Senate Bill 138, presented as a package of administrative and consumer-facing updates for hospitals and health facilities, won committee approval and was routed to the Committee on Appropriations after a series of sponsor-drafted amendments.
Sponsors described SB 138 as a modernization effort to reduce redundant paperwork, align reporting timelines and improve the hospital discounted care (HDC) program so eligible patients can obtain financial assistance more quickly. Supporters included the Colorado Hospital Association, rural health centers, Children’s Hospital Colorado and hospitals' government-affairs representatives. They said changes such as extending financial-reporting deadlines, moving certain facility licensure reviews to a biennial cycle and enabling hospitals to rely on streamlined verification tools would reduce administrative strain and help patients access discounts at the point of care.
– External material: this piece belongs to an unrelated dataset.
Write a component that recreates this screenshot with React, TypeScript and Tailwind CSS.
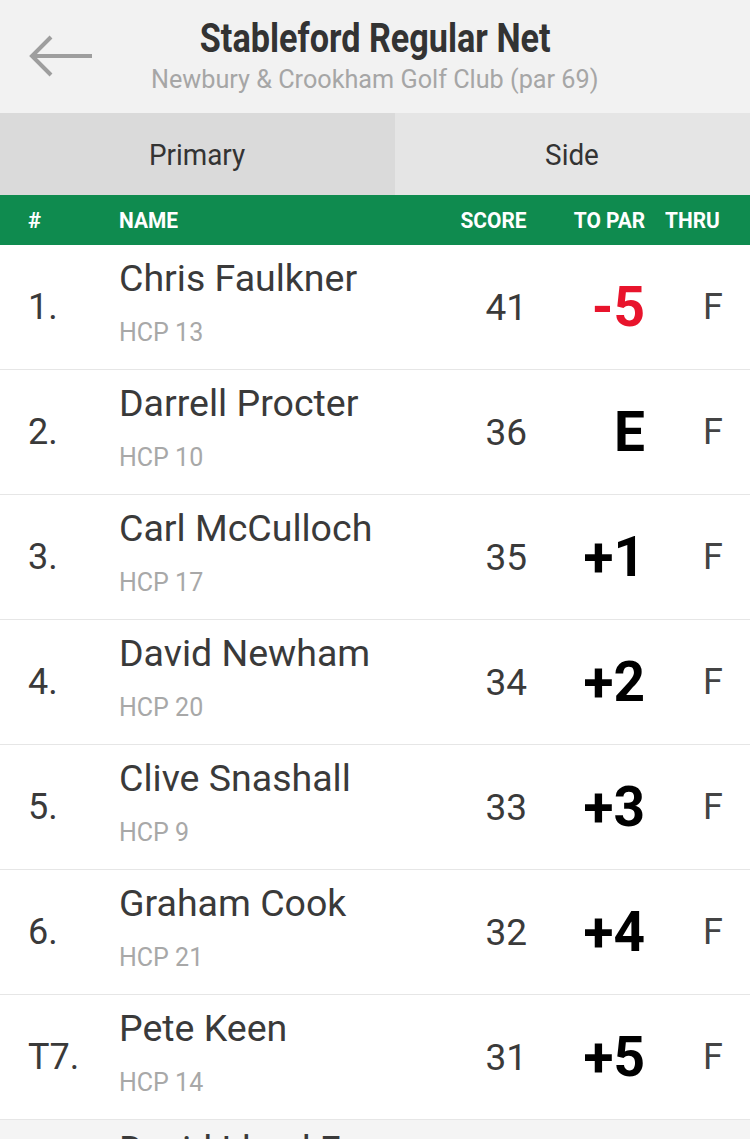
import React from "react";

const rows = [
  { rank: "1.", name: "Chris Faulkner", hcp: "HCP 13", score: "41", par: "-5", red: true },
  { rank: "2.", name: "Darrell Procter", hcp: "HCP 10", score: "36", par: "E" },
  { rank: "3.", name: "Carl McCulloch", hcp: "HCP 17", score: "35", par: "+1" },
  { rank: "4.", name: "David Newham", hcp: "HCP 20", score: "34", par: "+2" },
  { rank: "5.", name: "Clive Snashall", hcp: "HCP 9", score: "33", par: "+3" },
  { rank: "6.", name: "Graham Cook", hcp: "HCP 21", score: "32", par: "+4" },
  { rank: "T7.", name: "Pete Keen", hcp: "HCP 14", score: "31", par: "+5" },
];

export default function App() {
  return (
    <div className="w-[750px] h-[1139px] overflow-hidden bg-white font-['Roboto',sans-serif]">
      {/* Top bar */}
      <div className="relative h-[113px] bg-[#f2f2f2] flex flex-col items-center">
        <svg className="absolute left-[28px] top-[34px]" width="66" height="44" viewBox="0 0 66 44">
          <path d="M64 22H4M23 3L4 22l19 19" fill="none" stroke="#9e9e9e" strokeWidth="4" />
        </svg>
        <div className="mt-[16px] text-[40px] leading-[46px] font-bold text-[#333] scale-x-[0.855] whitespace-nowrap">
          Stableford Regular Net
        </div>
        <div className="mt-[1px] text-[26px] leading-[32px] text-[#a6a6a6] scale-x-[0.97] whitespace-nowrap">
          Newbury &amp; Crookham Golf Club (par 69)
        </div>
      </div>
      {/* Tabs */}
      <div className="flex h-[82px]">
        <div className="w-[395px] bg-[#dadada] flex items-center justify-center text-[29px] text-[#333]">
          <span className="scale-x-[0.96] inline-block mt-[4px]">Primary</span>
        </div>
        <div className="flex-1 bg-[#e5e5e5] flex items-center justify-center text-[29px] text-[#333]">
          <span className="scale-x-[0.96] inline-block mt-[4px]">Side</span>
        </div>
      </div>
      {/* Green header */}
      <div className="h-[50px] bg-[#0f8b4f] flex items-center text-white text-[22px] font-bold">
        <div className="w-[119px] pl-[28px]">#</div>
        <div className="flex-1"><span className="inline-block scale-x-[0.95] origin-left">NAME</span></div>
        <div className="w-[102px] text-right"><span className="inline-block scale-x-[0.95] origin-right">SCORE</span></div>
        <div className="w-[118px] text-right"><span className="inline-block scale-x-[0.95] origin-right">TO PAR</span></div>
        <div className="w-[105px] pl-[20px]"><span className="inline-block scale-x-[0.95] origin-left">THRU</span></div>
      </div>
      {/* Rows */}
      {rows.map((r) => (
        <div key={r.rank} className="h-[125px] border-b border-[#e6e6e6] flex items-center text-[#3a3a3a]">
          <div className="w-[119px] pl-[28px] text-[36px] leading-none">{r.rank}</div>
          <div className="flex-1 flex flex-col pb-[4px]">
            <div className="text-[37.5px] leading-[40px] whitespace-nowrap -mt-[6px]">{r.name}</div>
            <div className="mt-[21px] text-[25px] leading-[28px] text-[#a8a8a8]">{r.hcp}</div>
          </div>
          <div className="w-[102px] text-right text-[37px] leading-none">{r.score}</div>
          <div className={`w-[118px] text-right text-[55px] leading-none font-bold ${r.red ? "text-[#e8142c]" : "text-black"}`}>
            {r.par}
          </div>
          <div className="w-[105px] pl-[58px] text-[36px] leading-none text-[#444]">F</div>
        </div>
      ))}
      <div className="h-[125px] bg-[#f4f4f4] flex text-[#3a3a3a]">
        <div className="w-[119px]" />
        <div className="pt-[9px] text-[37.5px] leading-[40px] whitespace-nowrap">David Lloyd Fenn</div>
      </div>
    </div>
  );
}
However, the bill drew sustained criticism about section 4, which would repeal an existing state requirement for prescribers to complete modest opioid and substance‑use‑disorder continuing education as a condition of license renewal. Medical-society and public-health witnesses urged preserving ongoing training and called for stakeholder engagement; proponents argued federal MATE Act requirements and other training options reduce duplication. Several witnesses recommended narrower, collaborative fixes—such as allowing credit for recent federal training—rather than full repeal.
Sponsor amendments (the strike‑below amendment and technical fixes) were adopted. The committee adopted a set of amendments (L1, L5, L6, L8 and others) intended to address hospital concerns, set timing for Medicaid and HDC coordination, and provide rulemaking flexibility. After amendment adoption the committee voted unanimously to move the measure to appropriations.
Next steps: SB 138 will be considered by the appropriations committee; sponsors said they will continue stakeholder work on the opioid-education provision and veterinarians’ and dentists’ implementation concerns.